Abstract

ABSTRACT This study provides an empirical analysis of the challenges that cruise ports in Europe were facing before the outbreak of the COVID-19 pandemic. COVID-19 triggered an unprecedented global health and economic crisis with severe, and potentially structural, consequences for the cruise world. In this context, knowledge of the key challenges that cruise ports need to address builds capacities for conceptualising, but also better responding, in the post-COVID-19 conditions to both pre-existing challenges and the ones produced by the pandemic. The study examines the former group of challenges. It does so analysing a survey answered by 155 cruise ports in 34 countries in the two European markets (North Europe and the Med) just before the pandemic outbreak. The survey identifies the significance of different types of challenges (operational, strategic, societal, environmental), and the hierarchy of challenges referring to the relationships between ports and cruise lines.
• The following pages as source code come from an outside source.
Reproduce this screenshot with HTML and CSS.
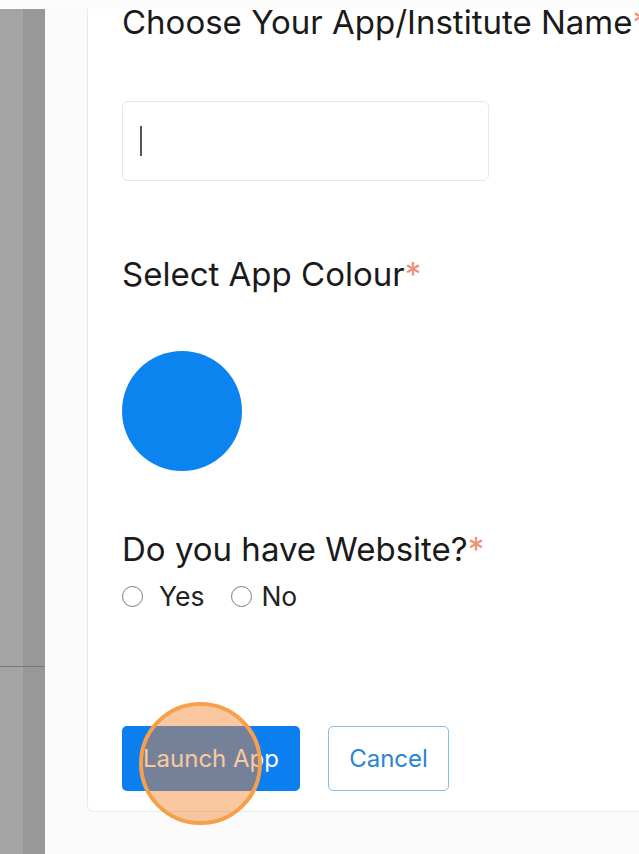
FILE: index.html
```html
<!DOCTYPE html>
<html>
<head>
<meta charset="utf-8">
<link rel="stylesheet" href="styles.css">
</head>
<body>
<div class="topstrip"></div>
<div class="main">
  <aside class="sidebar">
    <div class="sidebar-top"></div>
    <div class="sidebar-bottom"></div>
  </aside>
  <div class="content">
    <form class="card">
      <h2 class="label first">Choose Your App/Institute Name<span class="req">*</span></h2>
      <div class="input"><span class="caret"></span></div>
      <h2 class="label second">Select App Colour<span class="req">*</span></h2>
      <div class="swatch"></div>
      <h2 class="label third">Do you have Website?<span class="req">*</span></h2>
      <div class="radios">
        <label class="radio"><span class="ring"></span><span class="rtext yes">Yes</span></label>
        <label class="radio"><span class="ring"></span><span class="rtext">No</span></label>
      </div>
      <div class="actions">
        <button type="button" class="btn primary">Launch App<span class="click"></span></button>
        <button type="button" class="btn outline">Cancel</button>
      </div>
    </form>
  </div>
</div>
</body>
</html>
```
FILE: styles.css
```css
* { box-sizing: border-box; }
html, body { margin: 0; padding: 0; }
body {
  width: 639px;
  height: 854px;
  overflow: hidden;
  background: #fbfbfb;
  font-family: Inter, "Liberation Sans", sans-serif;
  color: #1a1a1a;
}
.topstrip { height: 9px; background: #fcfcfc; }
.main { display: flex; height: 845px; }
.sidebar {
  width: 45px;
  flex: none;
  display: flex;
  flex-direction: column;
  background: linear-gradient(to right, #a4a4a4 0, #a4a4a4 23px, #989898 23px, #989898 45px);
}
.sidebar-top { height: 658px; border-bottom: 1px solid #787878; }
.sidebar-bottom { flex: 1; }
.content { flex: 1; padding-left: 42px; }
.card {
  display: flow-root;
  width: 600px;
  height: 803px;
  background: #fff;
  border: 1px solid #e9e9e9;
  border-top: none;
  border-radius: 0 0 0 7px;
  padding-left: 34px;
}
.label {
  margin: 0;
  font-weight: 400;
  font-size: 33px;
  line-height: 40px;
  white-space: nowrap;
}
.req { color: #f0907a; }
.first { margin-top: -7px; }
.input {
  margin-top: 59px;
  width: 367px;
  height: 80px;
  border: 1.5px solid #e6e6e6;
  border-radius: 6px;
  display: flex;
  align-items: center;
  padding-left: 17px;
}
.caret { width: 2px; height: 30px; background: #555; }
.second { margin-top: 73px; }
.swatch {
  margin-top: 57px;
  width: 120px;
  height: 120px;
  border-radius: 50%;
  background: #0c84ef;
}
.third { margin-top: 58px; }
.radios { display: flex; align-items: center; margin-top: 12px; height: 30px; }
.radio { display: flex; align-items: center; font-size: 26.5px; color: #222; }
.radio + .radio { margin-left: 27px; }
.ring {
  width: 21px;
  height: 21px;
  border: 1.5px solid #7a7a7a;
  border-radius: 50%;
  background: #fff;
}
.rtext { margin-left: 9px; }
.rtext.yes { margin-left: 16px; }
.actions { display: flex; margin-top: 115px; }
.btn {
  height: 65px;
  border-radius: 5px;
  font-family: Inter, "Liberation Sans", sans-serif;
  font-size: 24px;
  padding: 0;
}
.primary {
  position: relative;
  width: 178px;
  background: #0b7ff0;
  border: none;
  color: #fff;
}
.outline {
  margin-left: 28px;
  width: 121px;
  background: #fff;
  border: 1.5px solid #82c0ec;
  color: #2a85d4;
}
.click {
  position: absolute;
  left: 17px;
  top: -24px;
  width: 123px;
  height: 123px;
  border-radius: 50%;
  border: 4px solid #f6a04c;
  background: rgba(245, 133, 44, 0.45);
}
```
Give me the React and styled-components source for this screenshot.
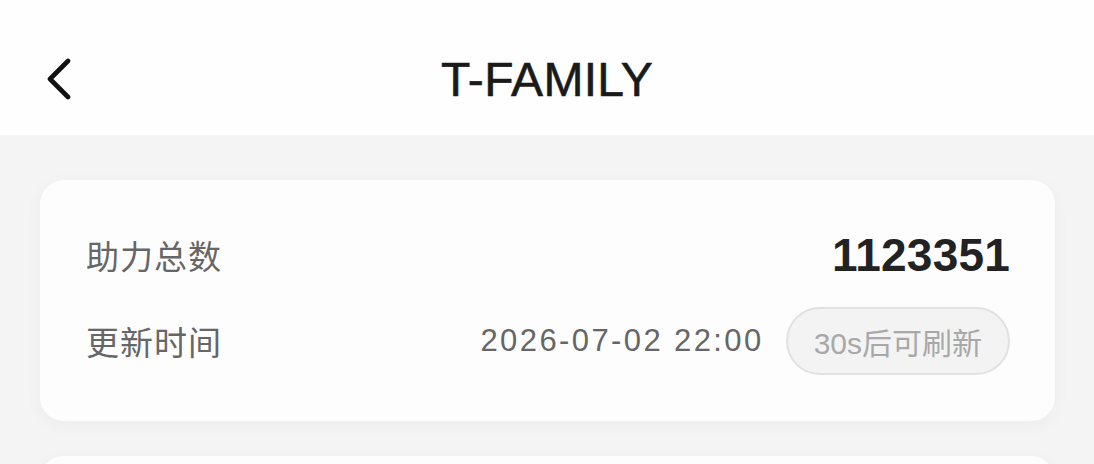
import React from "react";
import styled, { createGlobalStyle } from "styled-components";

const GlobalStyle = createGlobalStyle`
  html, body {
    margin: 0;
    padding: 0;
    background: #f4f4f4;
    font-family: "Liberation Sans", "Noto Sans CJK SC", sans-serif;
  }
`;

const Page = styled.div`
  width: 1094px;
  height: 464px;
  overflow: hidden;
  background: #f4f4f4;
`;

const Header = styled.header`
  height: 135px;
  box-sizing: border-box;
  padding-top: 24px;
  background: #fefefe;
  display: grid;
  grid-template-columns: 1fr auto 1fr;
  align-items: center;
`;

const BackButton = styled.button`
  justify-self: start;
  margin-left: 42px;
  width: 34px;
  height: 46px;
  padding: 0;
  border: none;
  background: none;
  display: flex;
  align-items: center;
  justify-content: center;
  cursor: pointer;
`;

const Title = styled.h1`
  margin: 0;
  font-family: "Liberation Sans", Arial, sans-serif;
  font-weight: 400;
  font-size: 48px;
  color: #1a1a1a;
  letter-spacing: 0.3px;
  -webkit-text-stroke: 0.6px #1a1a1a;
`;

const Content = styled.main`
  padding: 45px 39px 0 40px;
  display: flex;
  flex-direction: column;
  gap: 35px;
`;

const Card = styled.section`
  background: #fdfdfd;
  border-radius: 24px;
  padding: ${(p) => (p.$stub ? "0" : "40px 45px 45px 46px")};
  height: ${(p) => (p.$stub ? "60px" : "auto")};
  box-shadow: 0 4px 18px rgba(0, 0, 0, 0.035);
  display: flex;
  flex-direction: column;
  gap: 16px;
`;

const Row = styled.div`
  height: 70px;
  display: flex;
  align-items: center;
  justify-content: space-between;
`;

const Label = styled.span`
  font-family: "Noto Sans CJK SC", sans-serif;
  font-size: 33px;
  color: #666;
  letter-spacing: 1px;
`;

const Total = styled.span`
  font-family: "Liberation Sans", Arial, sans-serif;
  font-weight: 700;
  font-size: 46px;
  color: #222;
  letter-spacing: 0.2px;
`;

const Meta = styled.div`
  display: flex;
  align-items: center;
  gap: 22px;
`;

const Time = styled.span`
  font-family: "Liberation Sans", Arial, sans-serif;
  font-size: 31px;
  color: #666;
  letter-spacing: 2.4px;
`;

const RefreshPill = styled.button`
  height: 68px;
  padding: 0 26px;
  border-radius: 34px;
  border: 2px solid #e1e1e1;
  background: #f3f3f3;
  color: #a8a8a8;
  font-family: "Liberation Sans", "Noto Sans CJK SC", sans-serif;
  font-size: 30px;
  display: flex;
  align-items: center;
  cursor: default;
`;

function Chevron() {
  return (
    <svg width="30" height="44" viewBox="0 0 30 44" fill="none">
      <path
        d="M24 3 L6 21 L24 39"
        stroke="#111"
        strokeWidth="4.6"
        strokeLinecap="round"
        strokeLinejoin="round"
      />
    </svg>
  );
}

export default function App() {
  return (
    <Page>
      <GlobalStyle />
      <Header>
        <BackButton aria-label="返回">
          <Chevron />
        </BackButton>
        <Title>T-FAMILY</Title>
        <span />
      </Header>
      <Content>
        <Card>
          <Row>
            <Label>助力总数</Label>
            <Total>1123351</Total>
          </Row>
          <Row>
            <Label>更新时间</Label>
            <Meta>
              <Time>2026-07-02 22:00</Time>
              <RefreshPill disabled>30s后可刷新</RefreshPill>
            </Meta>
          </Row>
        </Card>
        <Card $stub />
      </Content>
    </Page>
  );
}
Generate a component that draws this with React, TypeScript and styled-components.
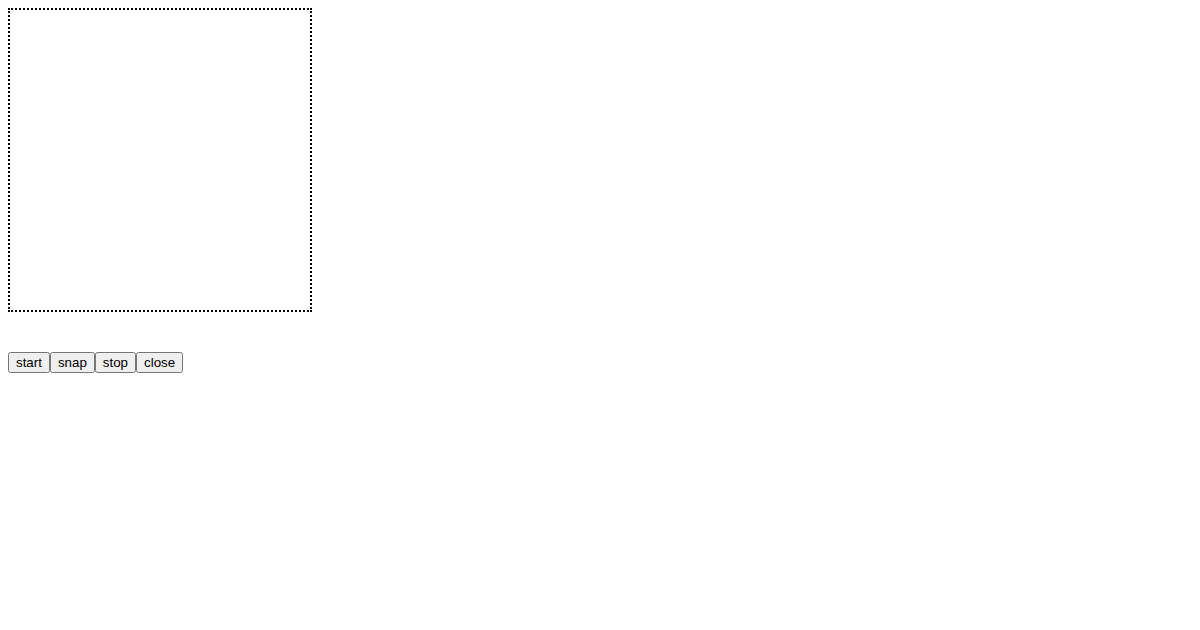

Detailing which issues were (not) shared by the entire cruise port industry, the findings reveal that the pre-pandemic search for sustainable growth of the cruise activities hosted had led to diverging challenges in each of these two cruise markets. They also establish that port governance models do matter when it comes to the variation of the confronted challenges. These results imply that policy initiatives based on a “one size fits all” approach would provide a rather ineffective helping hand in resolving the major of the identified challenges.